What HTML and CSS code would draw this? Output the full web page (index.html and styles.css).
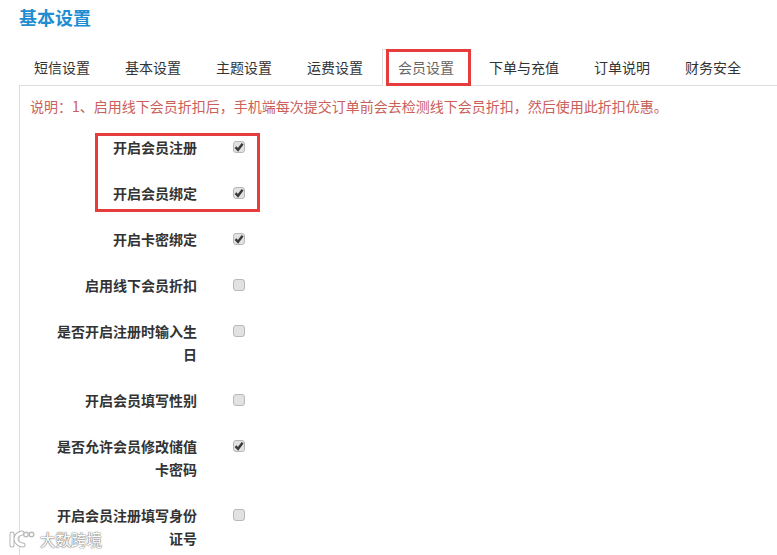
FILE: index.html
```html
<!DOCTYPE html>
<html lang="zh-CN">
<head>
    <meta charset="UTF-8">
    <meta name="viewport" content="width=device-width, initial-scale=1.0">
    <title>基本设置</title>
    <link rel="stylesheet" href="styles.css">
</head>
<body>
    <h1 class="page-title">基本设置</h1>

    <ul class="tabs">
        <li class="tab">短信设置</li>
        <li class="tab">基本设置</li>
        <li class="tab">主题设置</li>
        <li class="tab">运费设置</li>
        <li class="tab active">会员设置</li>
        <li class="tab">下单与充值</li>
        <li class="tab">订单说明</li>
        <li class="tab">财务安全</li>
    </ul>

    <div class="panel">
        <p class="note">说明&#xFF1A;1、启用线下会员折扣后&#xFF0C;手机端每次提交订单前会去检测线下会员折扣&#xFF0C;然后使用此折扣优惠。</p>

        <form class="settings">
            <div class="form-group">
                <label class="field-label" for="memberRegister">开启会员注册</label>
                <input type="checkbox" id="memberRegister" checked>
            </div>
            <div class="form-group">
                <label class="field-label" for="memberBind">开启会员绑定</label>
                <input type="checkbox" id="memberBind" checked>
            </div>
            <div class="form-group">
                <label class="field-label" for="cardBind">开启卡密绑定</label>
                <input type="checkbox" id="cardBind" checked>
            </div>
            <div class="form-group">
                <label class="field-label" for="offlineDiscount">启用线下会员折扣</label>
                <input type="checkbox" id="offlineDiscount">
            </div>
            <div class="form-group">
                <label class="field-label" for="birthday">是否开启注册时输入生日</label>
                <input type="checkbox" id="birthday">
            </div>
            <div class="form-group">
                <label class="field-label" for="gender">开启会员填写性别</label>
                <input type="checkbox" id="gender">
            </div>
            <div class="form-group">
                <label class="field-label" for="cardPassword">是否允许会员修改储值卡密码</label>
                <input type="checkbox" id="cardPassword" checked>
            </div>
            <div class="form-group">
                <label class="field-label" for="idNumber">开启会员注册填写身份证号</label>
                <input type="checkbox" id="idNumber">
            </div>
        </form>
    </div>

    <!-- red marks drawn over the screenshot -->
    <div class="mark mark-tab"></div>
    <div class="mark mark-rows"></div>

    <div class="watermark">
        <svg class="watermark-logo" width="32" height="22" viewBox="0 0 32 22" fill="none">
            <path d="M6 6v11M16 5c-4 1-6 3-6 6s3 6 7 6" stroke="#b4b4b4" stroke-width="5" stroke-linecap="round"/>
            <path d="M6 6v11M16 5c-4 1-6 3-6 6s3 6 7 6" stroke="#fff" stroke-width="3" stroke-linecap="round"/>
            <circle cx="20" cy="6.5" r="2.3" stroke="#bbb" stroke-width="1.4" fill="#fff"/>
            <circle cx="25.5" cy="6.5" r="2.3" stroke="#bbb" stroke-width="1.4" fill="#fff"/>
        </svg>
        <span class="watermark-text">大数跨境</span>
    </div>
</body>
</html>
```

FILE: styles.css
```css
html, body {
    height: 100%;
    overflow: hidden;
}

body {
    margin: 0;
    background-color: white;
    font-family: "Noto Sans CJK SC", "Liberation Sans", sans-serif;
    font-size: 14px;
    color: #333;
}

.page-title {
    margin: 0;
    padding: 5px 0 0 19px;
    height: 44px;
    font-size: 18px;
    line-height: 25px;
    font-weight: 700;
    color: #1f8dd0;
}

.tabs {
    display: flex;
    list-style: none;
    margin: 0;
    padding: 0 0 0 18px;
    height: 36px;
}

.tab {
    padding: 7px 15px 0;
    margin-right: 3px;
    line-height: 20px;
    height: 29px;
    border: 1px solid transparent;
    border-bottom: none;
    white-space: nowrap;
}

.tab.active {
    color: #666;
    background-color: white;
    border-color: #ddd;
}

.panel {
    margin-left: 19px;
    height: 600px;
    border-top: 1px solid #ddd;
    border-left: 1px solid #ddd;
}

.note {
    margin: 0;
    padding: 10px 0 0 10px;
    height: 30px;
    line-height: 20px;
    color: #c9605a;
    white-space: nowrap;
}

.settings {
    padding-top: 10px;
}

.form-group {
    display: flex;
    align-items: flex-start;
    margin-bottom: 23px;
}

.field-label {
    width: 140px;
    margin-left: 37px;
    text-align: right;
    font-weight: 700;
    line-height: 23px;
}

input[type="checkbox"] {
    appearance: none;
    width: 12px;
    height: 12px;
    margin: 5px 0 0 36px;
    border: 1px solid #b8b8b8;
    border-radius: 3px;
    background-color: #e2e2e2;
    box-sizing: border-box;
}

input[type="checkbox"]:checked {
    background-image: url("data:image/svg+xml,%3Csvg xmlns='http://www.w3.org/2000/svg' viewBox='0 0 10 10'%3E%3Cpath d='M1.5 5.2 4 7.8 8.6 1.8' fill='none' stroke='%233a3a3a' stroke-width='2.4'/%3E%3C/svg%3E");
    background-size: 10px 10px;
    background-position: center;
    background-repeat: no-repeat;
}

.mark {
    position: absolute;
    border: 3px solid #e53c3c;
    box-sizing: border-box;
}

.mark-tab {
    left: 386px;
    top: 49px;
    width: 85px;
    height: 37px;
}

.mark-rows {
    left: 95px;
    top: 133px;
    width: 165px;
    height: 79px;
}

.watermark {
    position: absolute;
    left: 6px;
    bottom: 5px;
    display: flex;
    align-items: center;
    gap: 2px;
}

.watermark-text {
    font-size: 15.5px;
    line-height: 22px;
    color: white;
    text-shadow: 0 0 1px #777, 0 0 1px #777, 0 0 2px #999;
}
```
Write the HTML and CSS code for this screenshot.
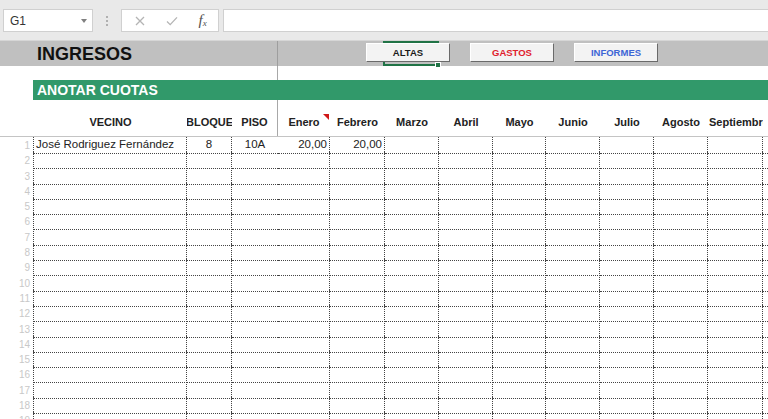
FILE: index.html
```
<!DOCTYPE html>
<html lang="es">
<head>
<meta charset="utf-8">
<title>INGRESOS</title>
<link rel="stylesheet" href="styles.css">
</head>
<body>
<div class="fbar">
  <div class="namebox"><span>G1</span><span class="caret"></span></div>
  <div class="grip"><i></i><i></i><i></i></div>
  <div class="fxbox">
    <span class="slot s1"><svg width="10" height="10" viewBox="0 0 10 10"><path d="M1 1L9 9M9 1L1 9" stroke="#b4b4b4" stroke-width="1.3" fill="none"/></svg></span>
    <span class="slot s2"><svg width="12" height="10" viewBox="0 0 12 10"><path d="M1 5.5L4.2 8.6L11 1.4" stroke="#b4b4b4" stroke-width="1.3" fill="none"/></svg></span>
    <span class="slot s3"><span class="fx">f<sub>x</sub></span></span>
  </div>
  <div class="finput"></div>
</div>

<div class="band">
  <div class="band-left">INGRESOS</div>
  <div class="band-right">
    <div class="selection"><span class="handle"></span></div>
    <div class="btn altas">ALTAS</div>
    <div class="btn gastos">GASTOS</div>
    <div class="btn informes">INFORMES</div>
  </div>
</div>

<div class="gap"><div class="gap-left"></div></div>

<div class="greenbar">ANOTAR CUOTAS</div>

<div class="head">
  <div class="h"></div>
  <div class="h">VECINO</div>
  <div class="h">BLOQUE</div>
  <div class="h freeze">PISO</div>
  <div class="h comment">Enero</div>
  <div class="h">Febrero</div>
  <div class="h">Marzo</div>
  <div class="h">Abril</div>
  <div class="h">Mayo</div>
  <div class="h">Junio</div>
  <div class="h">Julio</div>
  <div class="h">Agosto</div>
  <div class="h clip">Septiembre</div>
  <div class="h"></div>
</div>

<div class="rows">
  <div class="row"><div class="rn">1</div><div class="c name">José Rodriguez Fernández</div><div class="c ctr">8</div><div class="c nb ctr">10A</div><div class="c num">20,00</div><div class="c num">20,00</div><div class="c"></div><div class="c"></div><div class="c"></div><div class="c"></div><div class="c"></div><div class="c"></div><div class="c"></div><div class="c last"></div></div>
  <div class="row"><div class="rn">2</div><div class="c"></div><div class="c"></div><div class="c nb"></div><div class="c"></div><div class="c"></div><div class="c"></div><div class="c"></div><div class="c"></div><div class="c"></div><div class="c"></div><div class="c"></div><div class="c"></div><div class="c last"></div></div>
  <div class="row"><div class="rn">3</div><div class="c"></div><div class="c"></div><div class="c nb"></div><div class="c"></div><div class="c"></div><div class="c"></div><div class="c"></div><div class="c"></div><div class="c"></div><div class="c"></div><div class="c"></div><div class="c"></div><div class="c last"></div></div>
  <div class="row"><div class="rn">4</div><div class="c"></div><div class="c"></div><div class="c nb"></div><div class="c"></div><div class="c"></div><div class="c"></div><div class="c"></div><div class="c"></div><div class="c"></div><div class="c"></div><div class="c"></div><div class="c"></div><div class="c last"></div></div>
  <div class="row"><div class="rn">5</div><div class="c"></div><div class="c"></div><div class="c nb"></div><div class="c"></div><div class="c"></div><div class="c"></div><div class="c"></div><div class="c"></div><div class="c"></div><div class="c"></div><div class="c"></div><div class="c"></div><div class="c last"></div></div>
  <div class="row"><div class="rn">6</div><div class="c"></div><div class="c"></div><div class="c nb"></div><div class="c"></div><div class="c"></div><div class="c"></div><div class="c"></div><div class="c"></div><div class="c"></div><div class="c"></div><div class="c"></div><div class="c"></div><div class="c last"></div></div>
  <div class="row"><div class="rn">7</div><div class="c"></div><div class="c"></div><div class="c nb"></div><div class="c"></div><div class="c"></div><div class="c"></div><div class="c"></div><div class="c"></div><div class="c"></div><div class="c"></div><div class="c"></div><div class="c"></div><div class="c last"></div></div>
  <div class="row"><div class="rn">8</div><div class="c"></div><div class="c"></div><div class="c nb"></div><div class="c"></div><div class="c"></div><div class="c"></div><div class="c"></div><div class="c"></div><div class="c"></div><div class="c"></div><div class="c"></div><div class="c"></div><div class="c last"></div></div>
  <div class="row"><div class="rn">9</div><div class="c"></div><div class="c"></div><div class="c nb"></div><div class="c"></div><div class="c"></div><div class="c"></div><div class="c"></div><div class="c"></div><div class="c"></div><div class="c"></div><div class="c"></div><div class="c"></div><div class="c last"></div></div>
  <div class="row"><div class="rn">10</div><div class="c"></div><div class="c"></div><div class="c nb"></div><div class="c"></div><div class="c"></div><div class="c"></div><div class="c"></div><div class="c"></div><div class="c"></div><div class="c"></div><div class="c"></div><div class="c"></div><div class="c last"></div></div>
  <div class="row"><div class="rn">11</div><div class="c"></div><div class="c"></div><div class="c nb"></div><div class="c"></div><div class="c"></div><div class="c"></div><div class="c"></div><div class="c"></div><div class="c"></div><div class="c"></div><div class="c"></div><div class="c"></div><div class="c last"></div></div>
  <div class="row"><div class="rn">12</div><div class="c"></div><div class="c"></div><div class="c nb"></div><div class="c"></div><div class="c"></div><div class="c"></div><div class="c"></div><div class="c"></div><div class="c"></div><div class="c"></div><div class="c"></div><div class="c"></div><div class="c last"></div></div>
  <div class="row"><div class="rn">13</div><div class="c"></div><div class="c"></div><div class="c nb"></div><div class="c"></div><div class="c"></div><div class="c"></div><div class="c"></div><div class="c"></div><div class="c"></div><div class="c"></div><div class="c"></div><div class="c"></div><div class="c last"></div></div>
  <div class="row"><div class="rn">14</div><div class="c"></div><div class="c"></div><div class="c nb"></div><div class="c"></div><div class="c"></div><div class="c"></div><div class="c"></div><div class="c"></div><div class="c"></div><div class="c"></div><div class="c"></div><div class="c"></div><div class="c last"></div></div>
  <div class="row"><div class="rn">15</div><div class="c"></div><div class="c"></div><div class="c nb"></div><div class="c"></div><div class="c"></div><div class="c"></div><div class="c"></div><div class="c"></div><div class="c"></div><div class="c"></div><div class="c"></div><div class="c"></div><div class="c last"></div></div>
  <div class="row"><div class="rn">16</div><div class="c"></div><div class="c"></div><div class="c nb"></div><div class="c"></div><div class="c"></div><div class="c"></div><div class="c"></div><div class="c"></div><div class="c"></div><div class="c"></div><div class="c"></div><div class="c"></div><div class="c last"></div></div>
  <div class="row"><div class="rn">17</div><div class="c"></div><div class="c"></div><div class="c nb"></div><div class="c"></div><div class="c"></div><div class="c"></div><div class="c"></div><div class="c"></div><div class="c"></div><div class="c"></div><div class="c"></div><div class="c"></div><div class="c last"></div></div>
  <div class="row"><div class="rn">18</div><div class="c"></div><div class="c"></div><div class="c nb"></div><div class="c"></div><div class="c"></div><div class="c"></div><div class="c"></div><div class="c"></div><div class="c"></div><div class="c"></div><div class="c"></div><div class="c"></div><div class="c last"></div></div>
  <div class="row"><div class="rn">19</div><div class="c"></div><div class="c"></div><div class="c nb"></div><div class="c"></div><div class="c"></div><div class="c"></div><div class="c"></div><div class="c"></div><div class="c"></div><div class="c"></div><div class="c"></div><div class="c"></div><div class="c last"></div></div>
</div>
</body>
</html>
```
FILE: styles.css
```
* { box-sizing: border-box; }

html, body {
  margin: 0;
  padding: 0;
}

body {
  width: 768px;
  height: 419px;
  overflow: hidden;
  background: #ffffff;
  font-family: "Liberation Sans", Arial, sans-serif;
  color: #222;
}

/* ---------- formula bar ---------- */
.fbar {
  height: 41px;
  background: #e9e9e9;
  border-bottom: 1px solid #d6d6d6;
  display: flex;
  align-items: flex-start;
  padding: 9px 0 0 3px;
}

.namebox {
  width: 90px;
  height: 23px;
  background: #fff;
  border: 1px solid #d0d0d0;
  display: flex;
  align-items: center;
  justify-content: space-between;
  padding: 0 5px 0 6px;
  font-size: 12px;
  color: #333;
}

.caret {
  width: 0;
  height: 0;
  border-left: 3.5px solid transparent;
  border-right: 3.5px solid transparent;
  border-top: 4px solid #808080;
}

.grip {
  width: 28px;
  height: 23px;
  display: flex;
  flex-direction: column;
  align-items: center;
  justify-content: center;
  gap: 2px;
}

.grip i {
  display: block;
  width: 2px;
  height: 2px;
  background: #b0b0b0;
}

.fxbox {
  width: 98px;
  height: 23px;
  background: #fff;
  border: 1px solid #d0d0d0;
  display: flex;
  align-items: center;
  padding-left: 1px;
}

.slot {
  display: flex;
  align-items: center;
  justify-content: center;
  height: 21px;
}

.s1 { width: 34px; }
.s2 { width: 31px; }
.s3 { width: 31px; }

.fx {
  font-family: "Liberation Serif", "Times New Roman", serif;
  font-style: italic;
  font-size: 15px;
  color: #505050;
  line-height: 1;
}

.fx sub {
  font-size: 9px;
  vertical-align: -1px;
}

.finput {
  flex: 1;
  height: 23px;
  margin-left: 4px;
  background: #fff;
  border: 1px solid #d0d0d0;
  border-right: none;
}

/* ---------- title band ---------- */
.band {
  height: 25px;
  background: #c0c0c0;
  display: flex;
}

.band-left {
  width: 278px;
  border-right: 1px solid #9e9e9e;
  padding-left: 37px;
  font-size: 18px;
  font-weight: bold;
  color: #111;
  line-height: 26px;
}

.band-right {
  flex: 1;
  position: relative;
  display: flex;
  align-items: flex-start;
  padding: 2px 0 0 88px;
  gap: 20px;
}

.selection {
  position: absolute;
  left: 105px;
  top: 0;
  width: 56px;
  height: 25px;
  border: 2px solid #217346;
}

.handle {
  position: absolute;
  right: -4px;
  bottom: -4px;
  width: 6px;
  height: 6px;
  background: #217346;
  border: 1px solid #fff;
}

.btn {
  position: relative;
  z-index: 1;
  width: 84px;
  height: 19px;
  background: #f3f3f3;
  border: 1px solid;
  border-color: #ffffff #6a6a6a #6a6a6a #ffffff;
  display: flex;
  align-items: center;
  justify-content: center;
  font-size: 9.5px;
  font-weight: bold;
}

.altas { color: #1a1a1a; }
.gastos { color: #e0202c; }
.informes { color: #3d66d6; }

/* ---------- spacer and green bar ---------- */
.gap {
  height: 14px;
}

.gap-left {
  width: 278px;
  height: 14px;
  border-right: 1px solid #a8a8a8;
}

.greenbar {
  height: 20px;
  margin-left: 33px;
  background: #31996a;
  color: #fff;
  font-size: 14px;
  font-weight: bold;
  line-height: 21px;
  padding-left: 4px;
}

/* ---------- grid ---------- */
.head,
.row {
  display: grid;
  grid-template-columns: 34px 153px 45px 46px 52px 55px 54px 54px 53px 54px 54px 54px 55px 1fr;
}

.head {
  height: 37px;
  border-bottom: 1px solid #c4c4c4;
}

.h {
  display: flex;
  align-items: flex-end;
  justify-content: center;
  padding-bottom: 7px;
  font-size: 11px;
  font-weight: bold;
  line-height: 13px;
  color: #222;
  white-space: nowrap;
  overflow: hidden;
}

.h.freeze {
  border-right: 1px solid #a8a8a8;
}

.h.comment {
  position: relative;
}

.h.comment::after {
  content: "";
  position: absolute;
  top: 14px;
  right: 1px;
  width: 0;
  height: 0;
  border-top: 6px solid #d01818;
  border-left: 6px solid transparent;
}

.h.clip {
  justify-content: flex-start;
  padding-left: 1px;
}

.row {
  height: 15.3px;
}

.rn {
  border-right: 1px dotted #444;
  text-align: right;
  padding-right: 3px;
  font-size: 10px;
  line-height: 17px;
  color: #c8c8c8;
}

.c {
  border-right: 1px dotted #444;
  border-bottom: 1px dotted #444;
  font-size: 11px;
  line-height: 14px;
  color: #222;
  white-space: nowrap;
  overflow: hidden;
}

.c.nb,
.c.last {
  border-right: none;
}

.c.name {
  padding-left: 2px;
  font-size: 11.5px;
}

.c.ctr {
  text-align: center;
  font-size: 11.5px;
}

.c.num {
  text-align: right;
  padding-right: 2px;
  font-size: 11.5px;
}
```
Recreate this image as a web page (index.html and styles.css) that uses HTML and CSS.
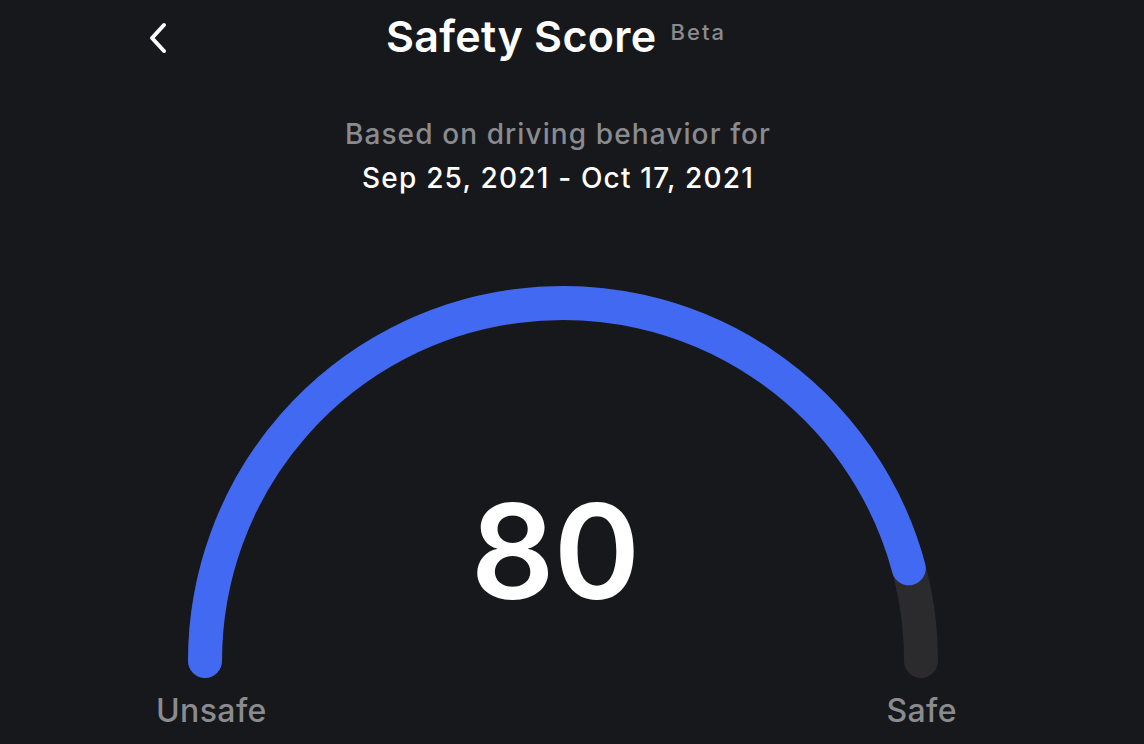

_____

▸ Exercise goal: Reproduce every line from the entries that holds the word "page".

▸ Solution:
What HTML and CSS code would draw this? Output the full web page (index.html and styles.css).
    <h1 class="page-title">基本设置</h1>
.page-title {
Recreate this image as a web page (index.html and styles.css) that uses HTML and CSS.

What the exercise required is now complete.